1. What is philology? 350

The study of speech to shed light on cultural history. It is an application of linguistics.

2. Does nobility give land? 351

Rather, land gives nobility. The world is full of "decayed nobility," who lost their land and retain only their noble titles. They become pathetic or comic material for opera bouffe, and cease to count for much.

3. When did English landlords shake off the obligation of providing for the defense of the country? 351

In stages. The abolition of military tenures by the Long Parliament was a major step (p.383). Tariffs and other excise taxes were introduced to pay for national defense.
The British taxpayer then was squeezed to do the same for many of the constituent states of the British "Empire." Britain always ruled by allying with local landlords who sold out their own countries and welcomed the British army because it relieved them, too, of paying for national defense and internal
suppression. The Indian name for such landlords is "Zamindar." A more generic term is "cacique."
Today it is American taxpayers who are used in this way, to relieve landlords in Latin America, Africa, Japan, the middle east and elsewhere of paying for their own defense. These, in turn, contribute heavily to American political campaigns and hire retired Congressmen as lobbyists.

4. Why are slavery and serfdom useful to landlords only in sparsely settled countries? 352

To keep labor from moving to free land. In settled countries labor may be milked through the market, where labor is free to compete for starvation wages.

5. Why did the planters of the Southeastern U.S. sustain no loss from the loss of slaves? 354

Because they kept control of the land, by George. He is oversimplifying: some plantations were divided, and many changed hands. But the system remained, so those without land continued to be exploited.
In many areas they instituted peonage (debt slavery) that was not notably different from the old slavery. Every time the issue reached the U.S. Supreme Court it threw out the state laws supporting peonage, but not many peons can carry their cases to the U.S. Supreme Court, and the recurrence of Alabama and Georgia laws that had to be thrown out makes it clear that old ways die hard.

6. What happened to the "great movement" of Negro emigration that George saw commencing? 354-55

Emigration from some parts of the old South was made very difficult at times by organized planters wanting to keep their cheap labor and enforce peonage. If George means migration to the northern USA, that was not massive until considerably later.
The recent development of civil rights in the South, coupled with labor-saving machinery, has changed the preferred strategy of the landowning oligarchy. Rather than keep cheap field hands available, the landholder now would just as soon see them move away, to be replaced by the more docile, non-voting machines, trees, and cattle that are taking over southern farmlands. The landowning oligarchy still holds the high cards.

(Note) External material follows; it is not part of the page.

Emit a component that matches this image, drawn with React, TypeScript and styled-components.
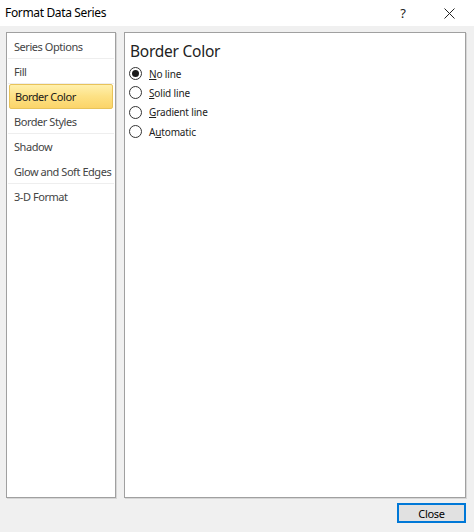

7. What sustained wage rates in the U.S. in spite of land monopoly? 356

The frontier. A few years later Frederick J. Turner incorporated George's idea (without credit) in his famous essay "The Frontier in American History" (1890), and other works. It is known as the "safety-valve theory," the frontier being the safety-valve to relieve excessive pressure on wages in the east.
Turner also said the frontier had shaped the American character. On p.390 we find George saying exactly that: "All that we are proud of in the American character, ... " etc.
George in fact inspired many leading thinkers, doers and writers of the next two generations. For a lot of detail on this see Eric Goldman, Rendezvous with Destiny.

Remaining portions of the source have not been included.